Very few countries can lay claim to such a glorious destiny, or to a more stable national identity. To be endowed with a special destiny and identity is, in itself, a political blessing. But what if that glory is challenged, and the national identity eroding? What if the actual stuff France is made of—its shared culture, its assurance of a common heritage—is disintegrating?
It has happened before. The early decades of the 20th century were a time when France, suddenly mired in a demographic and economic slowdown, seemed to hover between national pride and national despair. This culminated in the full-fledged disaster of 1940, when France was crushed by Germany and subjected to nation-wide occupation. Fortunately, Germany was crushed in turn by the Anglo-Saxon powers and Soviet Russia, and France was allowed to recover. And so it did, with a vengeance. From the 1950’s through the 1970’s, there was much talk in the world of a Japanese miracle, a German miracle, even an Italian miracle. France was a fourth and no less impressive miracle. National independence and national influence were restored, demographics improved, the economy boomed once more. France felt like France again.

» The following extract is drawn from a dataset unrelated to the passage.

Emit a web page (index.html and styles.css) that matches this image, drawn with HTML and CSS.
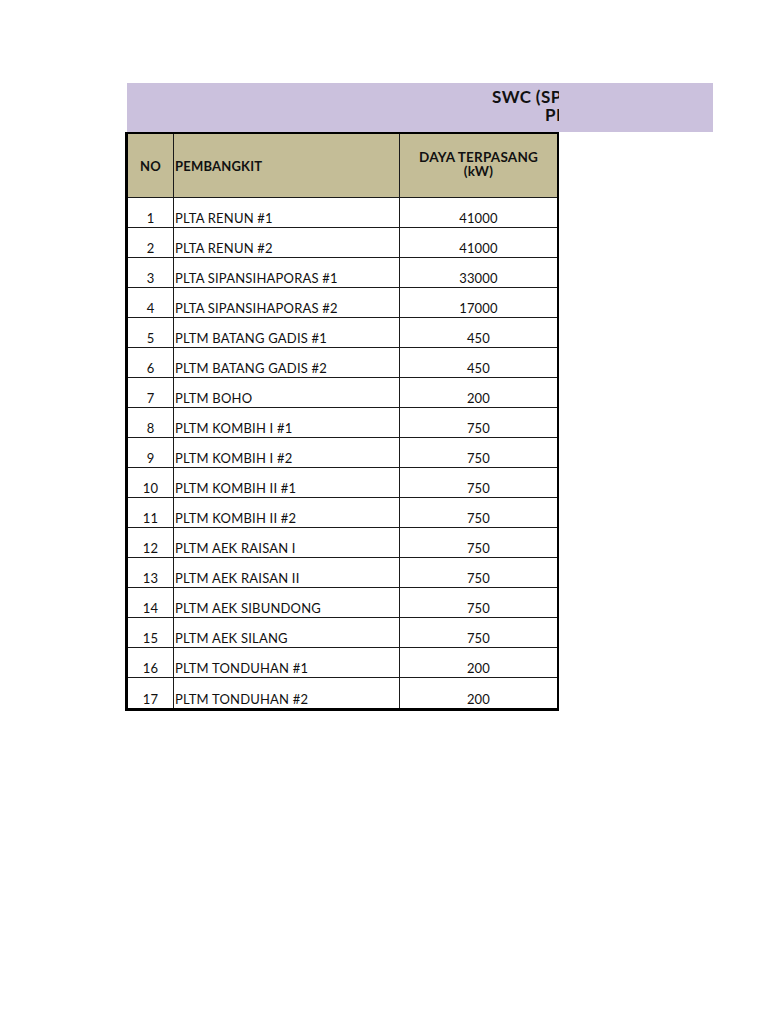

Despite warning signs, like the simultaneous rise of Le Pen’s National Front on the far Right and of various Trotskyite and other radical groups on the far Left, this newfound optimism lasted for two more decades. Since the mid-1990’s, however, it has become untenable. Drawing from the works of our four or five whistleblowers and others, we can reliably paint the following portrait of France today.
Demographic Upheaval
Can France Be Saved?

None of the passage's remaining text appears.